» **Aim of the task**
Show all lines that include the string "this"; copy each one.

Stored data:
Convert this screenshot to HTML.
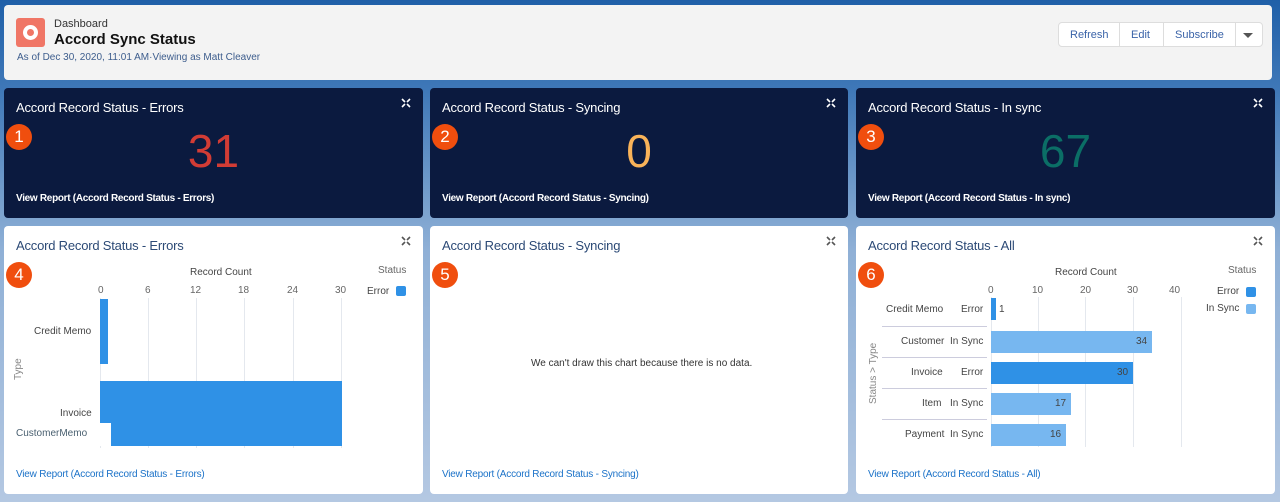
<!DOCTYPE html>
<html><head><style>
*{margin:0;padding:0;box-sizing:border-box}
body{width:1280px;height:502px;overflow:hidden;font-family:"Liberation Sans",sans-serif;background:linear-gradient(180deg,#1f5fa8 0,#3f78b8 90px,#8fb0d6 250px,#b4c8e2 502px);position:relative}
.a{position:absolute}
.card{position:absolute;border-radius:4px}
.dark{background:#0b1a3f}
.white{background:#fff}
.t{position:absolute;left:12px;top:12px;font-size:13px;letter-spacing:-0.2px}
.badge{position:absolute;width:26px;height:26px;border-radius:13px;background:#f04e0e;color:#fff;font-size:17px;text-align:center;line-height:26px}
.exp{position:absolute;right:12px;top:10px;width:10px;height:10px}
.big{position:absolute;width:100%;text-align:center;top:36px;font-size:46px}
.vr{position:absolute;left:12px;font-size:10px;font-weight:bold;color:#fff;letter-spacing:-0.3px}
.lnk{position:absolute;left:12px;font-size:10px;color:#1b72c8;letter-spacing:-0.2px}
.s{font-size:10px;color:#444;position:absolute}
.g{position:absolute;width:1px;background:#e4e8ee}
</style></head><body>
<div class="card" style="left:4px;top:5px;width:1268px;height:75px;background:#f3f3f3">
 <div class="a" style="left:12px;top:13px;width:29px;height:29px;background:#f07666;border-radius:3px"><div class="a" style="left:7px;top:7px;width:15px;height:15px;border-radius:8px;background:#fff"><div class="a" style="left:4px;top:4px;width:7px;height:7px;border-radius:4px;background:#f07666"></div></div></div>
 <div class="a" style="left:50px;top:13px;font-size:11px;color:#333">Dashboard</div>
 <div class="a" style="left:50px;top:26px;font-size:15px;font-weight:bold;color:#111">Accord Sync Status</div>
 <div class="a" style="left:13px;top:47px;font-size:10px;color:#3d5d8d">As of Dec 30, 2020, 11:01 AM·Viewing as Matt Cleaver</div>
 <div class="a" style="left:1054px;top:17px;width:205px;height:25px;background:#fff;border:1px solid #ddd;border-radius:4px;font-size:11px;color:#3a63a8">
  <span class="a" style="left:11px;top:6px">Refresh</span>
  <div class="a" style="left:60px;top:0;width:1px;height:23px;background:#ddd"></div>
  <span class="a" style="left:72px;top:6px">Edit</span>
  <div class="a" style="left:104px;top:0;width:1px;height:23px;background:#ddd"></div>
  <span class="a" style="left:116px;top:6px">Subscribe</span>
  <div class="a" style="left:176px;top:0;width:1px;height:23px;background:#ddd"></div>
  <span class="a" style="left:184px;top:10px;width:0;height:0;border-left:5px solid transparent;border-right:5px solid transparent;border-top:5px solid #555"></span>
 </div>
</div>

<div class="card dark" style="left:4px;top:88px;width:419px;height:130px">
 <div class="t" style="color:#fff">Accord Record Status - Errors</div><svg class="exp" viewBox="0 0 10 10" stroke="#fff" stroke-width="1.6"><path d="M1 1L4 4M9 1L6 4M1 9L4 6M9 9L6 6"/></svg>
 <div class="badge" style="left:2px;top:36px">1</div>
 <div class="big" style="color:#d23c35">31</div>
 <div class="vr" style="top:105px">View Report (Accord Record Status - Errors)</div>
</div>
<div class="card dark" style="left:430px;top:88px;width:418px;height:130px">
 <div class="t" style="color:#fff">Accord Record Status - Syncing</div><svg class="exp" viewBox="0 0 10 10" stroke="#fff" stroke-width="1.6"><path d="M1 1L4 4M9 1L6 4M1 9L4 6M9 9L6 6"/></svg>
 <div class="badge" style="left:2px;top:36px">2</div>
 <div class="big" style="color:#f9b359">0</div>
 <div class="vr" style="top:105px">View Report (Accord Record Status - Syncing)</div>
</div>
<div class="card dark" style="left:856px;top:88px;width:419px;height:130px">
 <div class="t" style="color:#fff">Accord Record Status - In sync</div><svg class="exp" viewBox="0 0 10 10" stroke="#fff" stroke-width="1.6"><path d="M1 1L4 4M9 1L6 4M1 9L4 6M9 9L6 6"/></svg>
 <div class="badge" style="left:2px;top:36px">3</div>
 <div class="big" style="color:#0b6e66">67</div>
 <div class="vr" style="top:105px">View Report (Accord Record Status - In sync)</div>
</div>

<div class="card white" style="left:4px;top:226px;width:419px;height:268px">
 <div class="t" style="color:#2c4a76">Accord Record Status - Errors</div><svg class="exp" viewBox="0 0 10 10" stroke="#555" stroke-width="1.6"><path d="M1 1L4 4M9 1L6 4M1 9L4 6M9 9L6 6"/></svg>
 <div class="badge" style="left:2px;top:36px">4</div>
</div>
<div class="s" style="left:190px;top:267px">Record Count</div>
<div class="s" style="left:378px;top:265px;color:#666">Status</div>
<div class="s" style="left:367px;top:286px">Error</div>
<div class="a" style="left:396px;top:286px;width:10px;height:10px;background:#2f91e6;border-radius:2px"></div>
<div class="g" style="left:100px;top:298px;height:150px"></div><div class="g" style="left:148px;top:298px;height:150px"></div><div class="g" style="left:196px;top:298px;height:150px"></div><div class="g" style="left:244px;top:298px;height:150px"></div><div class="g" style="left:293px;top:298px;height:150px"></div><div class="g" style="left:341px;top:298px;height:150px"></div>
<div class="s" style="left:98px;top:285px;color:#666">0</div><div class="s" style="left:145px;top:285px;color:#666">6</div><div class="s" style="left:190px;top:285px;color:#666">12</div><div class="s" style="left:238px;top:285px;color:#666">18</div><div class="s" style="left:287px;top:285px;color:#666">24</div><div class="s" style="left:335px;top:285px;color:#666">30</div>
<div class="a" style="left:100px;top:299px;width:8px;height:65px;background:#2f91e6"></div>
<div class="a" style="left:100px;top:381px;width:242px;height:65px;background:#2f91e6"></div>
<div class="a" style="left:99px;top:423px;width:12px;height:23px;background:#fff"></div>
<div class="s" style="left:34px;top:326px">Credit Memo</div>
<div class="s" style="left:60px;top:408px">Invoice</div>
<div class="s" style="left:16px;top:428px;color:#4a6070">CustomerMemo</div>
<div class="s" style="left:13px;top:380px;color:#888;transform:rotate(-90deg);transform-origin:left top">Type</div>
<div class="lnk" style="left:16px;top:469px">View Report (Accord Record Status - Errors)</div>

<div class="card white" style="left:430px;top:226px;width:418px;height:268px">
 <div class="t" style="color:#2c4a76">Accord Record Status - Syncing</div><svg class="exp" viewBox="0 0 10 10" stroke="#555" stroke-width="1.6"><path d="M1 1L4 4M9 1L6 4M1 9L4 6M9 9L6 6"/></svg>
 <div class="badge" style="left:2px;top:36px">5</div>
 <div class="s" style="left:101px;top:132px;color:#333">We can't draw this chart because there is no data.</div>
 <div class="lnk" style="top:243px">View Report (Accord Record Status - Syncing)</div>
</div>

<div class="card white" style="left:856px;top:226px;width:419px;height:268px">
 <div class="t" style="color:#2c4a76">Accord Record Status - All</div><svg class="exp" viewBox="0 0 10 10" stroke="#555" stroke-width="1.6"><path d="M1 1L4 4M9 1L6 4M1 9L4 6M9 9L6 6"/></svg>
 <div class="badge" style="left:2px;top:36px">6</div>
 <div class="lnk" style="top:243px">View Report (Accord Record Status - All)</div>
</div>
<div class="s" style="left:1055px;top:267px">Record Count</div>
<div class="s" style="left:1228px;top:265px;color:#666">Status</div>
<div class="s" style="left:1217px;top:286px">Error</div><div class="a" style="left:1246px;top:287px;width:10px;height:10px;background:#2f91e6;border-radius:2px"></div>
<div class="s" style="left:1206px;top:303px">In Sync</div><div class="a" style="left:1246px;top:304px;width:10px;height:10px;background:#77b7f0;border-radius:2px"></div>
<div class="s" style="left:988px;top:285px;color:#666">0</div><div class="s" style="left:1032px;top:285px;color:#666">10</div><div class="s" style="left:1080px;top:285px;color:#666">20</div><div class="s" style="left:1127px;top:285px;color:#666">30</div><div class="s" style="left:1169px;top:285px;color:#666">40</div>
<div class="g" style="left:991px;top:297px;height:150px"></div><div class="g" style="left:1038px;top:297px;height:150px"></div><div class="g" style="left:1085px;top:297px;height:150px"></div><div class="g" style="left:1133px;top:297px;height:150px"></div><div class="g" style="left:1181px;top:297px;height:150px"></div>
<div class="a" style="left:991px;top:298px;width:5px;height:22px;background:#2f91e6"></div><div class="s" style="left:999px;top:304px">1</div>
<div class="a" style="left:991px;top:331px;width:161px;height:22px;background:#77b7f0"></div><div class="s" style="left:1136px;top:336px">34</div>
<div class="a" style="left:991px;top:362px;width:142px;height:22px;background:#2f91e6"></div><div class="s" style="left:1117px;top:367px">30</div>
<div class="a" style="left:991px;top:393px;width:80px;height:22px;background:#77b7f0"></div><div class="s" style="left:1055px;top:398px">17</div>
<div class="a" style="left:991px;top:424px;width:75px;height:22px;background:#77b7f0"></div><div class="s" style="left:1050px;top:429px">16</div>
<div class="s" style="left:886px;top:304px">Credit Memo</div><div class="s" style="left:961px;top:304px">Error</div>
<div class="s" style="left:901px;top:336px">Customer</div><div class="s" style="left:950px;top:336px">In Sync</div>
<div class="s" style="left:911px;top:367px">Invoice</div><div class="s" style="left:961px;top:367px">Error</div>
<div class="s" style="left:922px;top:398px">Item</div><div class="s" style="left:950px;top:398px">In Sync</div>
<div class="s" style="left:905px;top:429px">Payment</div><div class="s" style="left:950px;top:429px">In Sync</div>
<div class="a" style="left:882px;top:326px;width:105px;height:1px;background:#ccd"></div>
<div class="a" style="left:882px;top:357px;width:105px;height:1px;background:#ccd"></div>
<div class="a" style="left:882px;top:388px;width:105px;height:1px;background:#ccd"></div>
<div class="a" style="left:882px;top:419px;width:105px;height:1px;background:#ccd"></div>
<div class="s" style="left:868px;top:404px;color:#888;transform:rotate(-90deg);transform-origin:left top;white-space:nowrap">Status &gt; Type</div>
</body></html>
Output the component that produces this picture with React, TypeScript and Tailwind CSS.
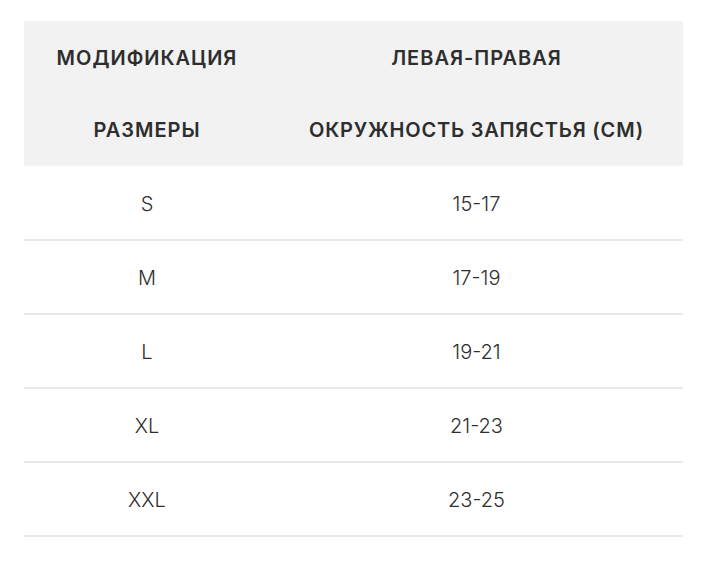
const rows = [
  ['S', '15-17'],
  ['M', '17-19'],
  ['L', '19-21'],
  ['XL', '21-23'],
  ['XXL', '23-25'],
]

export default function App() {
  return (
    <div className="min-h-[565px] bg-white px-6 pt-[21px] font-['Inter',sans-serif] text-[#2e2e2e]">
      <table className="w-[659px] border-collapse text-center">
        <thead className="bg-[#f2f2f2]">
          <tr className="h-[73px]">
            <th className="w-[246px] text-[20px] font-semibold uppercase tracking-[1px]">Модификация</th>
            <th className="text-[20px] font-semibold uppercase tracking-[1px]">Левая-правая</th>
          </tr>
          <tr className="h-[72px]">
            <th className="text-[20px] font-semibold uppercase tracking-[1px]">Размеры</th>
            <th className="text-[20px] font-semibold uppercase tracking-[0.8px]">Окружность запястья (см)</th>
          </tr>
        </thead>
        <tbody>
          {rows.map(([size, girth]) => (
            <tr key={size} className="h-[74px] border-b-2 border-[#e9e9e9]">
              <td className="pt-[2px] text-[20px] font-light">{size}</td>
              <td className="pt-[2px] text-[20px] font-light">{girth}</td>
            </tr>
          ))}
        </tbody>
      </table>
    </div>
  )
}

» **The answer**
Convert this screenshot to HTML.
 <div class="s" style="left:101px;top:132px;color:#333">We can't draw this chart because there is no data.</div>
Output the component that produces this picture with React, TypeScript and Tailwind CSS.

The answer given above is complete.